Is it possible to be healthy on such a sum – to eat nutritiously or to eat at all, to drink clean water, sleep in clean clothes on a clean bed, brush your teeth with toothpaste, wear shoes while working or retain ones dignity? All “normal”, recognizable requirements of living are regarded as luxuries, the divine seen as a fresh loaf of bread, and men, women and children shrouded in anxiety and despair, condemned to a life of drudgery and exploitation.

But among the ugliness and agony of such widespread poverty there is “good” news – billions of it: the fabulous Forbes list of money-men places India fourth in the world league table of the largest number of billionaires – 61 at the last count with a combined wealth of 250 billion US dollars. These are, incidentally, “rich billionaires”, unlike the German or Japanese ones, who are “poor” by comparison. In addition to these billionaires, there are around 200,000 dollar-millionaires, and between them they run the massive Indian corporations that in turn run India.

Middlemen and women

While half a billion men, women and children crawl through life on their 30 cents a day, a river of rupees flows ceaselessly into the judiciary, the body politic and the corporate lakes. As Arandhati Roy says, wealth is concentrated “onto the tip of a shinning pin on which our billionaires pirouette”. Indeed, in a nation of 1.2 billion, India’s 100 richest people own assets equivalent to a quarter of the GDP.

Power and rupees move unceasingly into the pockets of the wealthy and mega rich, who are boosted by an “economic system that ensures the flow of wealth goes upwards via what academic David Harvey calls “accumulation by dispossession”. This flow feeds a new middle class, estimated to be between 30 and 50 million people – professionals and semi-professionals who have adapted to hallowed capitalist values.

To the delight of Western corporations, there is “a huge market being created for the white goods and automobile makers, [and] huge demand for the products”, Rajesh Shukla of the Centre for Macro Consumer Research excitedly proclaims.

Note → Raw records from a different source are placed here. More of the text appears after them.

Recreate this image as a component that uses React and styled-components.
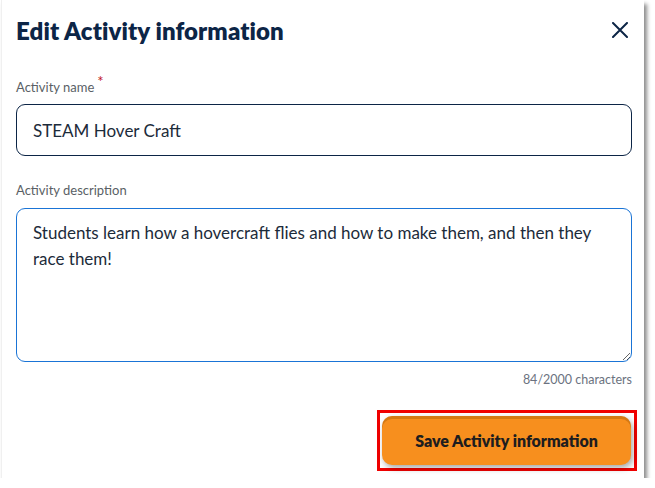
import React, { useState } from "react";
import styled, { createGlobalStyle } from "styled-components";

const GlobalStyle = createGlobalStyle`
    body {
        margin: 0;
        background: #ffffff;
        font-family: "Lato", "Open Sans", sans-serif;
    }
`;

const Panel = styled.div`
    box-sizing: border-box;
    width: 643px;
    height: 478px;
    margin-left: 1px;
    background: #ffffff;
    border-left: 1px solid #f0f0f0;
    box-shadow: 3px 4px 4px rgba(0, 0, 0, 0.45);
    padding: 15px 12px 0 14px;
    display: flex;
    flex-direction: column;
`;

const Header = styled.div`
    display: flex;
    justify-content: space-between;
    align-items: center;
    height: 32px;
`;

const Title = styled.h1`
    margin: 0;
    font-size: 24px;
    line-height: 32px;
    font-weight: 800;
    color: #0c2546;
    letter-spacing: 0.1px;
`;

const CloseButton = styled.button`
    border: none;
    background: transparent;
    padding: 0;
    margin-right: 4px;
    margin-top: -3px;
    width: 16px;
    height: 16px;
    cursor: pointer;
    display: flex;
`;

const Label = styled.label`
    display: block;
    margin-top: ${(props) => props.top}px;
    font-size: 13px;
    line-height: 16px;
    color: #5a5f66;
`;

const Required = styled.span`
    color: #c0141e;
    font-size: 15px;
    position: relative;
    top: -5px;
    margin-left: 3px;
`;

const TextInput = styled.input`
    box-sizing: border-box;
    width: 100%;
    height: 52px;
    margin-top: 9px;
    border: 1px solid #0c2546;
    border-radius: 9px;
    padding: 0 16px;
    font-family: "Lato", "Open Sans", sans-serif;
    font-size: 17px;
    color: #1c2b3a;
    outline: none;
`;

const TextArea = styled.textarea`
    box-sizing: border-box;
    width: 100%;
    height: 154px;
    margin-top: 10px;
    border: 1px solid #1a74d6;
    border-radius: 9px;
    padding: 11px 16px;
    font-family: "Lato", "Open Sans", sans-serif;
    font-size: 17px;
    line-height: 26px;
    color: #1c2b3a;
    outline: none;
    resize: vertical;
    display: block;
`;

const Counter = styled.div`
    text-align: right;
    margin-top: 10px;
    font-size: 12.5px;
    line-height: 16px;
    color: #6b7280;
`;

const Footer = styled.div`
    display: flex;
    justify-content: flex-end;
    margin-top: 22px;
    margin-right: -5px;
`;

const Highlight = styled.div`
    border: 3px solid #f00000;
    padding: 3px 3px 3px 2px;
`;

const SaveButton = styled.button`
    width: 249px;
    height: 49px;
    border: none;
    border-radius: 10px;
    background: #f78f1e;
    box-shadow: inset 0 3px 0 rgba(150, 80, 0, 0.35), 2px 3px 6px rgba(0, 0, 0, 0.35);
    font-family: "Lato", "Open Sans", sans-serif;
    font-weight: 800;
    font-size: 16px;
    color: #1d1d1f;
    cursor: pointer;
`;

const App = () => {
    const [name, setName] = useState("STEAM Hover Craft");
    const [description, setDescription] = useState(
        "Students learn how a hovercraft flies and how to make them, and then they race them!"
    );

    return (
        <>
            <GlobalStyle />
            <Panel>
                <Header>
                    <Title>Edit Activity information</Title>
                    <CloseButton aria-label="Close">
                        <svg width="16" height="16" viewBox="0 0 16 16">
                            <path
                                d="M1 1 L15 15 M15 1 L1 15"
                                stroke="#0c2546"
                                strokeWidth="2"
                                strokeLinecap="round"
                            />
                        </svg>
                    </CloseButton>
                </Header>

                <Label top={31}>
                    Activity name<Required>*</Required>
                </Label>
                <TextInput
                    value={name}
                    onChange={(e) => setName(e.target.value)}
                />

                <Label top={26}>Activity description</Label>
                <TextArea
                    value={description}
                    onChange={(e) => setDescription(e.target.value)}
                />
                <Counter>{description.length}/2000 characters</Counter>

                <Footer>
                    <Highlight>
                        <SaveButton>Save Activity information</SaveButton>
                    </Highlight>
                </Footer>
            </Panel>
        </>
    );
};

export default App;
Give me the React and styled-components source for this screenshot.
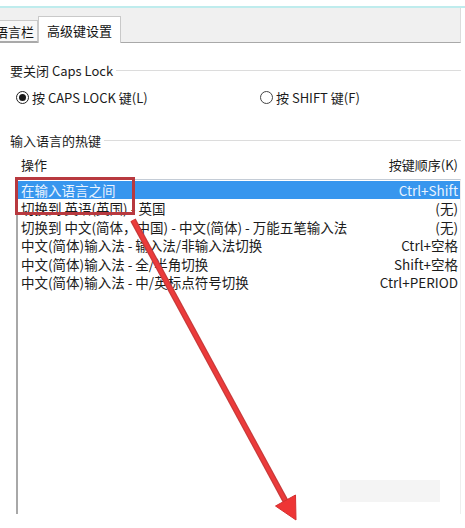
import styled, { createGlobalStyle } from "styled-components";

const GlobalStyle = createGlobalStyle`
  html, body {
    margin: 0;
    padding: 0;
    background: #ffffff;
  }
  body {
    font-family: "Noto Sans CJK SC", "Noto Sans", sans-serif;
    font-size: 13px;
    color: #1b1b1b;
  }
`;

const Page = styled.div`
  position: relative;
  width: 465px;
  height: 528px;
  overflow: hidden;
  background: #fff;
`;

const TopGap = styled.div`
  height: 6px;
  border-bottom: 2px solid #bfeced;
`;

const TabBar = styled.div`
  display: flex;
  align-items: flex-end;
  width: 461px;
  height: 35px;
  background: #f0f0f0;
  border-bottom: 1px solid #a9a9a9;
  border-right: 1px solid #dcdcdc;
  box-sizing: border-box;
  overflow: visible;
`;

const Tab = styled.div`
  height: ${(p) => (p.$active ? "27px" : "22px")};
  margin-bottom: ${(p) => (p.$active ? "-1px" : "0")};
  padding: 0 ${(p) => (p.$active ? "8px" : "3px")};
  display: flex;
  align-items: center;
  box-sizing: border-box;
  background: ${(p) => (p.$active ? "#fff" : "#f7f7f7")};
  border: 1px solid #c9c9c9;
  border-bottom: ${(p) => (p.$active ? "none" : "1px solid #a9a9a9")};
  border-left: ${(p) => (p.$active ? "1px solid #c9c9c9" : "none")};
  margin-left: ${(p) => (p.$first ? "-8px" : "0")};
  font-size: 13px;
  color: #111;
  white-space: nowrap;
  padding-top: ${(p) => (p.$active ? "1px" : "0")};
`;

const Content = styled.div`
  display: flex;
  flex-direction: column;
  padding: 19px 4px 0 10px;
`;

const Legend = styled.div`
  display: flex;
  align-items: center;
  gap: 3px;
  height: 18px;
  line-height: 18px;
  &::after {
    content: "";
    flex: 1;
    height: 1px;
    background: #dcdcdc;
    margin-top: -1px;
  }
`;

const RadioRow = styled.div`
  display: flex;
  align-items: center;
  height: 18px;
  margin-top: 8px;
  padding-left: 6px;
`;

const RadioLabel = styled.label`
  display: flex;
  align-items: center;
  gap: 3px;
  width: ${(p) => p.$width || "auto"};
  white-space: nowrap;
`;

const RadioDot = styled.span`
  width: 11px;
  height: 11px;
  border-radius: 50%;
  border: 1px solid ${(p) => (p.$checked ? "#222" : "#444")};
  display: inline-flex;
  align-items: center;
  justify-content: center;
  box-sizing: content-box;
  &::after {
    content: "";
    width: 7px;
    height: 7px;
    border-radius: 50%;
    background: ${(p) => (p.$checked ? "#1a1a1a" : "transparent")};
  }
`;

const Section = styled.div`
  margin-top: 26px;
  display: flex;
  flex-direction: column;
`;

const HeaderRow = styled.div`
  display: flex;
  justify-content: space-between;
  height: 18px;
  line-height: 18px;
  margin-top: 6px;
  padding: 0 3px 0 11px;
`;

const ListBox = styled.div`
  margin-top: 5px;
  margin-left: 6px;
  width: 442px;
  height: 333px;
  border-left: 2px solid #a8a8a8;
  border-top: 1px solid #c4ccd6;
  border-right: 1px solid #eeeeee;
  display: flex;
  flex-direction: column;
  padding-top: 1px;
`;

const Row = styled.div`
  display: flex;
  justify-content: space-between;
  height: 18.4px;
  line-height: 18.4px;
  padding: 0 2px 0 3px;
  font-size: 13.5px;
  white-space: nowrap;
  background: ${(p) => (p.$selected ? "#3796ee" : "transparent")};
  color: ${(p) => (p.$selected ? "#e9f3ff" : "#1b1b1b")};
`;

const Watermark = styled.div`
  position: absolute;
  left: 340px;
  top: 480px;
  width: 100px;
  height: 22px;
  background: #f4f4f4;
`;

const Overlay = styled.svg`
  position: absolute;
  left: 0;
  top: 0;
  pointer-events: none;
`;

const rows = [
  ["在输入语言之间", "Ctrl+Shift"],
  ["切换到 英语(英国) - 英国", "(无)"],
  ["切换到 中文(简体，中国) - 中文(简体) - 万能五笔输入法", "(无)"],
  ["中文(简体)输入法 - 输入法/非输入法切换", "Ctrl+空格"],
  ["中文(简体)输入法 - 全/半角切换", "Shift+空格"],
  ["中文(简体)输入法 - 中/英标点符号切换", "Ctrl+PERIOD"],
];

const App = () => {
  return (
    <Page>
      <GlobalStyle />
      <TopGap />
      <TabBar>
        <Tab $first>语言栏</Tab>
        <Tab $active>高级键设置</Tab>
      </TabBar>
      <Content>
        <Legend>要关闭 Caps Lock</Legend>
        <RadioRow>
          <RadioLabel $width="244px">
            <RadioDot $checked />
            按 CAPS LOCK 键(L)
          </RadioLabel>
          <RadioLabel>
            <RadioDot />
            按 SHIFT 键(F)
          </RadioLabel>
        </RadioRow>
        <Section>
          <Legend>输入语言的热键</Legend>
          <HeaderRow>
            <span>操作</span>
            <span>按键顺序(K)</span>
          </HeaderRow>
          <ListBox>
            {rows.map(([action, keys], i) => (
              <Row key={action} $selected={i === 0}>
                <span>{action}</span>
                <span>{keys}</span>
              </Row>
            ))}
          </ListBox>
        </Section>
      </Content>
      <Watermark />
      <Overlay width="465" height="528" viewBox="0 0 465 528">
        <rect x="16.5" y="178.5" width="117" height="35" fill="none" stroke="#b8393f" strokeWidth="3" />
        <line x1="133" y1="220" x2="286" y2="502" stroke="#c83a3a" strokeWidth="6" />
        <line x1="133" y1="220" x2="286" y2="502" stroke="#ec3b3b" strokeWidth="3.5" />
        <polygon points="296,520 275.5,506 295.5,495" fill="#ee3535" stroke="#d43030" strokeWidth="1" />
      </Overlay>
    </Page>
  );
};

export default App;
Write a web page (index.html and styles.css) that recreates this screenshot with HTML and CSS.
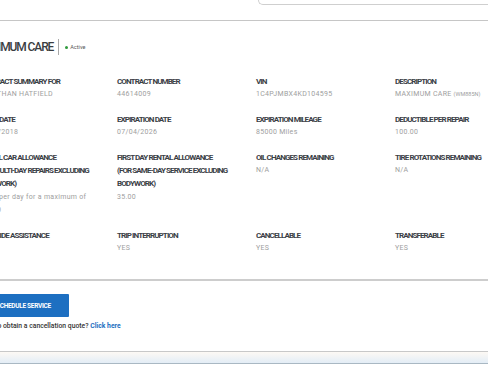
FILE: index.html
```html
<html lang="en">
<head>
    <meta charset="UTF-8">
    <meta name="viewport" content="width=device-width, initial-scale=1.0">
    <title>Contract detail</title>
    <link rel="stylesheet" href="styles.css">
</head>
<body>
    <div class="topbar">
        <div class="search"></div>
    </div>

    <div class="contract">
        <div class="title-row">
            <h2 class="title">MAXIMUM CARE</h2>
            <span class="status"><span class="dot"></span>Active</span>
        </div>

        <div class="details">
            <div class="item">
                <div class="label">CONTRACT SUMMARY FOR</div>
                <div class="value">JONATHAN HATFIELD</div>
            </div>
            <div class="item">
                <div class="label">CONTRACT NUMBER</div>
                <div class="value">44614009</div>
            </div>
            <div class="item">
                <div class="label">VIN</div>
                <div class="value">1C4PJMBX4KD104595</div>
            </div>
            <div class="item">
                <div class="label">DESCRIPTION</div>
                <div class="value">MAXIMUM CARE <span class="code">(WM885N)</span></div>
            </div>

            <div class="item">
                <div class="label">START DATE</div>
                <div class="value">05/04/2018</div>
            </div>
            <div class="item">
                <div class="label">EXPIRATION DATE</div>
                <div class="value">07/04/2026</div>
            </div>
            <div class="item">
                <div class="label">EXPIRATION MILEAGE</div>
                <div class="value">85000 Miles</div>
            </div>
            <div class="item">
                <div class="label">DEDUCTIBLE PER REPAIR</div>
                <div class="value">100.00</div>
            </div>

            <div class="item">
                <div class="label">RENTAL CAR ALLOWANCE <span class="note">(FOR MULTI-DAY REPAIRS EXCLUDING BODYWORK)</span></div>
                <div class="value">40.00 per day for a maximum of 200.00</div>
            </div>
            <div class="item">
                <div class="label">FIRST DAY RENTAL ALLOWANCE <span class="note">(FOR SAME-DAY SERVICE EXCLUDING BODYWORK)</span></div>
                <div class="value">35.00</div>
            </div>
            <div class="item">
                <div class="label">OIL CHANGES REMAINING</div>
                <div class="value">N/A</div>
            </div>
            <div class="item">
                <div class="label">TIRE ROTATIONS REMAINING</div>
                <div class="value">N/A</div>
            </div>

            <div class="item">
                <div class="label">ROADSIDE ASSISTANCE</div>
                <div class="value">YES</div>
            </div>
            <div class="item">
                <div class="label">TRIP INTERRUPTION</div>
                <div class="value">YES</div>
            </div>
            <div class="item">
                <div class="label">CANCELLABLE</div>
                <div class="value">YES</div>
            </div>
            <div class="item">
                <div class="label">TRANSFERABLE</div>
                <div class="value">YES</div>
            </div>
        </div>
    </div>

    <div class="actions">
        <button class="btn-primary">SCHEDULE SERVICE</button>
        <p class="cancel">Want to obtain a cancellation quote? <a href="#">Click here</a></p>
    </div>

    <div class="statusbar"></div>
</body>
</html>
```

FILE: styles.css
```css
body {
    margin: 0;
    background: #ffffff;
    font-family: Roboto, "Liberation Sans", sans-serif;
    overflow: hidden;
}

.topbar {
    height: 20px;
    border-bottom: 1px solid #c6c6c6;
}

.search {
    margin-left: 258px;
    height: 4px;
    border: 1px solid #cfcfcf;
    border-top: 0;
    border-right: 0;
    border-bottom-left-radius: 8px;
}

.contract {
    margin-left: -22px;
    padding-bottom: 24px;
    border-bottom: 2px solid #cdcdcd;
}

.title-row {
    display: flex;
    align-items: center;
    height: 16px;
    margin-top: 18px;
    margin-left: -3px;
}

.title {
    margin: 0;
    padding-right: 5px;
    border-right: 1px solid #a8a8a8;
    font-size: 12px;
    font-weight: 500;
    letter-spacing: -1.1px;
    line-height: 16px;
    color: #3a3d41;
}

.status {
    display: flex;
    align-items: center;
    margin-left: 6px;
    font-size: 5.5px;
    color: #555;
}

.dot {
    width: 3px;
    height: 3px;
    border-radius: 50%;
    background: #2e9a3c;
    margin-right: 2px;
}

.details {
    display: grid;
    grid-template-columns: repeat(4, 139px);
    row-gap: 11px;
    margin-top: 20px;
}

.item {
    padding-right: 12px;
    line-height: 13.4px;
}

.label {
    font-size: 8px;
    font-weight: 700;
    letter-spacing: -0.9px;
    color: #3b4046;
}

.note {
    display: block;
}

.value {
    font-size: 7px;
    letter-spacing: 0.3px;
    color: #9e9e9e;
}

.code {
    font-size: 5.5px;
    letter-spacing: 0;
}

.actions {
    margin-left: -22px;
    padding-top: 13px;
}

.btn-primary {
    display: block;
    height: 23px;
    padding: 0 18px;
    border: 0;
    border-radius: 1px;
    background: #1d6fc1;
    color: #ffffff;
    font-family: Roboto, sans-serif;
    font-size: 6.5px;
    font-weight: 700;
    letter-spacing: -0.3px;
}

.cancel {
    margin: 4px 0 0;
    font-size: 6.8px;
    line-height: 10px;
    font-weight: 500;
    color: #333;
}

.cancel a {
    color: #1d6fc1;
    text-decoration: none;
    font-weight: 700;
}

.statusbar {
    margin-top: 20px;
    height: 11px;
    border-top: 1px solid #c8c8c8;
    border-bottom: 1px solid #a9b8c3;
    background: linear-gradient(#fdf9f4, #e3edf6);
}
```
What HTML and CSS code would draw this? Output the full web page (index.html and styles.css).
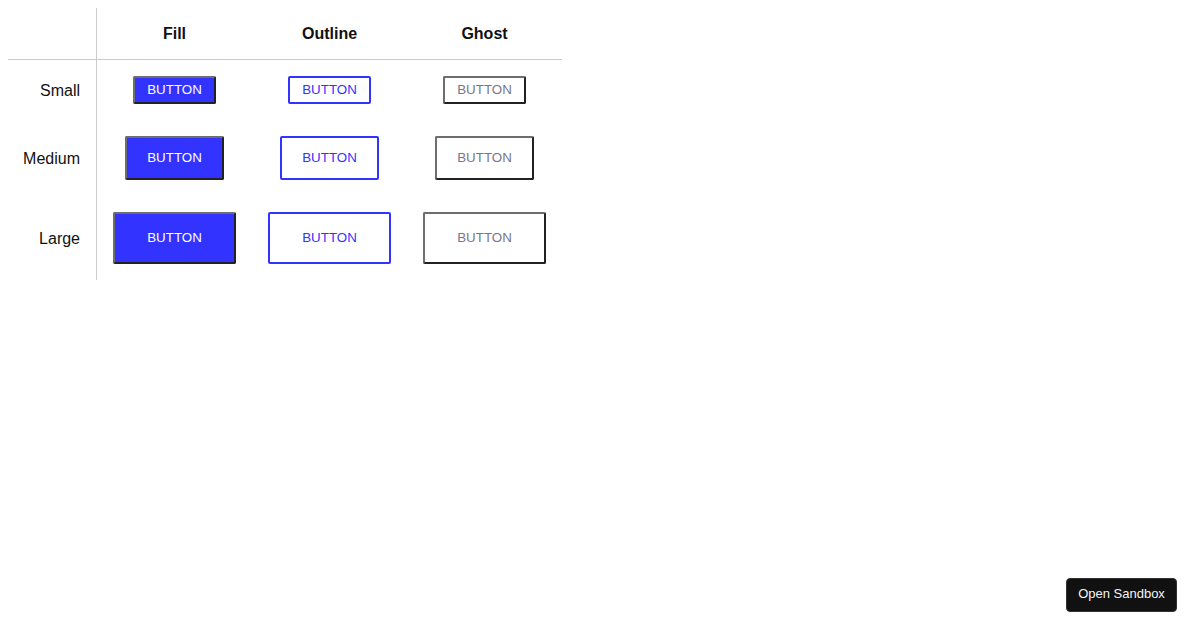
FILE: index.html
```html
<!DOCTYPE html>
<html>
<head>
<meta charset="utf-8">
<link rel="stylesheet" href="styles.css">
</head>
<body>
<table class="grid">
  <thead>
    <tr>
      <th class="corner"></th>
      <th class="col-head">Fill</th>
      <th class="col-head">Outline</th>
      <th class="col-head">Ghost</th>
    </tr>
  </thead>
  <tbody>
    <tr>
      <th class="row-head">Small</th>
      <td class="cell"><button class="btn fill sm">BUTTON</button></td>
      <td class="cell"><button class="btn outline sm">BUTTON</button></td>
      <td class="cell"><button class="btn ghost sm">BUTTON</button></td>
    </tr>
    <tr>
      <th class="row-head">Medium</th>
      <td class="cell"><button class="btn fill md">BUTTON</button></td>
      <td class="cell"><button class="btn outline md">BUTTON</button></td>
      <td class="cell"><button class="btn ghost md">BUTTON</button></td>
    </tr>
    <tr>
      <th class="row-head">Large</th>
      <td class="cell"><button class="btn fill lg">BUTTON</button></td>
      <td class="cell"><button class="btn outline lg">BUTTON</button></td>
      <td class="cell"><button class="btn ghost lg">BUTTON</button></td>
    </tr>
  </tbody>
</table>
<button class="sandbox">Open Sandbox</button>
</body>
</html>
```
FILE: styles.css
```css
body {
  margin: 8px;
  font-family: "Liberation Sans", Arial, sans-serif;
  background: #fff;
  color: #111;
}
.grid {
  border-collapse: collapse;
  border-spacing: 0;
}
.corner {
  width: 88px;
  padding: 0;
  border-right: 1px solid #ccc;
  border-bottom: 1px solid #ccc;
}
.col-head {
  width: 155px;
  padding: 16px 0;
  height: 19px;
  line-height: 19px;
  font-size: 16px;
  font-weight: bold;
  text-align: center;
  border-bottom: 1px solid #ccc;
  color: #111;
}
.row-head {
  font-weight: normal;
  font-size: 16px;
  text-align: right;
  padding: 2px 16px 0 0;
  border-right: 1px solid #ccc;
  color: #111;
}
.cell {
  text-align: center;
  padding: 16px 0;
  vertical-align: middle;
}
.btn {
  font-family: "Liberation Sans", Arial, sans-serif;
  font-size: 13.333px;
  line-height: 16px;
  margin: 0;
  display: inline-block;
  vertical-align: middle;
}
.sm { padding: 4px 12px; }
.md { padding: 12px 20px; }
.lg { padding: 16px 32px; }
.fill {
  background: #3333ff;
  color: #fff;
  border-width: 2px;
  border-style: solid;
  border-color: #6e6e6e #222 #222 #6e6e6e;
  border-radius: 2px;
}
.outline {
  background: #fff;
  color: #3333ff;
  border: 2px solid #3333ff;
  border-radius: 2px;
}
.ghost {
  background: #fff;
  color: #777788;
  border-width: 2px;
  border-style: solid;
  border-color: #6e6e6e #222 #222 #6e6e6e;
  border-radius: 2px;
}
.sandbox {
  position: fixed;
  right: 23px;
  bottom: 18px;
  width: 111px;
  height: 34px;
  background: #111;
  color: #f4f4f4;
  border: 1px solid #333;
  border-radius: 4px;
  font-family: "Liberation Sans", Arial, sans-serif;
  font-size: 13px;
  line-height: 16px;
  padding: 0 0 2px 0;
}
```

Mention of such “demand” sends tremors of excitement and anticipation through businesses small and large, while the people of Orissa and Kashmir, Jharkhand and West Bengal starve and are displaced, raped and persecuted.

In an economic world that sees everything through the simplistic prism of markets and profits, nation states are recognized as vast department stores, markets to be exploited until exhausted and returns maximized, the natural environment stripped of all that is of value. As for the ordinary people – the rural poor who make up 70 per cent of the population and those who crowd into the glowing, overcrowded filthy cities – it’s survival for the fittest

Growing inequality, deepening poverty

Hailed as an economic miracle, India is ranked by the United Nations Development Programme (UNDP) 129th out of 146 countries on the Human Development Index. The number of poor people in the country has barely fallen over a 30-year period. According to India Today, the poor in rural India were better fed 30 years ago. By the government’s own figures, 50 per cent of the rural population (836 million people) live in poverty, surviving somehow on less than 50 US cents a day – that is, 20 cents more than those in “dire poverty” but still not what one would call comfortable. Furthermore, according to Indian government figures, child malnutrition stands at 46 per cent – the highest in the world. In fact, India comes 73rd out of 88 countries in the annual Global Hunger Index – six places lower than the previous year. The 2010 Multidimensional Poverty Index showed that Bihar, Chhattisgarh, Jharkhand, Madhya Pradesh, Orissa, Rajasthan, Uttar Pradesh and West Bengal have 421 million poor people.

According to the Organization for Economic Cooperation and Development, India has the “the highest number of poor in the world”, with the top 10 per cent earning 12 times that of the bottom 10 per cent compared to six times 20 years ago, i.e. inequality under the economic miracle is growing apace. There are sub-divisions within the divisions as inequality stalks the land – for example, with the urban wealthy spending 221 per cent more than their rural rich cousins, a chasm between the city comfortable and the rural desperate that is approaching cosmic proportions.

Such are the contradictions – and we have barely scratched the surface – in a country where a mere 1-3 per cent, according to Palagummi Sainath, have enjoyed “unprecedented success due to economic reforms”. The big growth story, he maintains, is inequality, which has “grown faster than any time in the last 50 years”, promising to cause the eath of democracy.

Still it’s not all bad news: the richest billionaires in the world are Indian and the world’s most expensive “house” – Antilla, a 27-story residential abomination, is in Mumbai. It is built for India’s richest man, Mukesh Ambani, whose personal wealth is said to be 20 billion dollars. He holds a controlling share in Reliance Industries Ltd, which has interests in businesses ranging from oil to stem cell storage, supermarkets to schools and, of course, the media.

Everything, everyone, everywhere

Throughout India there is systematic movement towards the commercialization of the countryside, the raping of the land for its bounty and the commoditization of each and every part of human existence. All of this is impelled by the government, which is happy to channel corporate propaganda and instil it in every mind and in every village in India.

The inevitable and unfortunate consequence is the death and destitution of obstacles to market fundamentalism – mainly the Adivasi and Dalit people who are demonized as Maoist terrorists by a government waging war not on terror but on its own marginalized and disadvantaged citizens. In this situation, to talk of human rights, social justice or environmental concerns is to talk humbug in the face of a capitalist crusade that has might on its side.

To its advocates, this is a model that is unchallengeable and beyond alternatives ideas of sharing and justice. It is a model that is bathed in a misty glow of polished yet polluted uniformity, one where the individual is absorbed into the consumer collective and told where to shop, what to buy, how to love and in which colour, what to think and when to think it and, if in doubt, tune into your local multinational media outlet for an update on corporate global acceptability.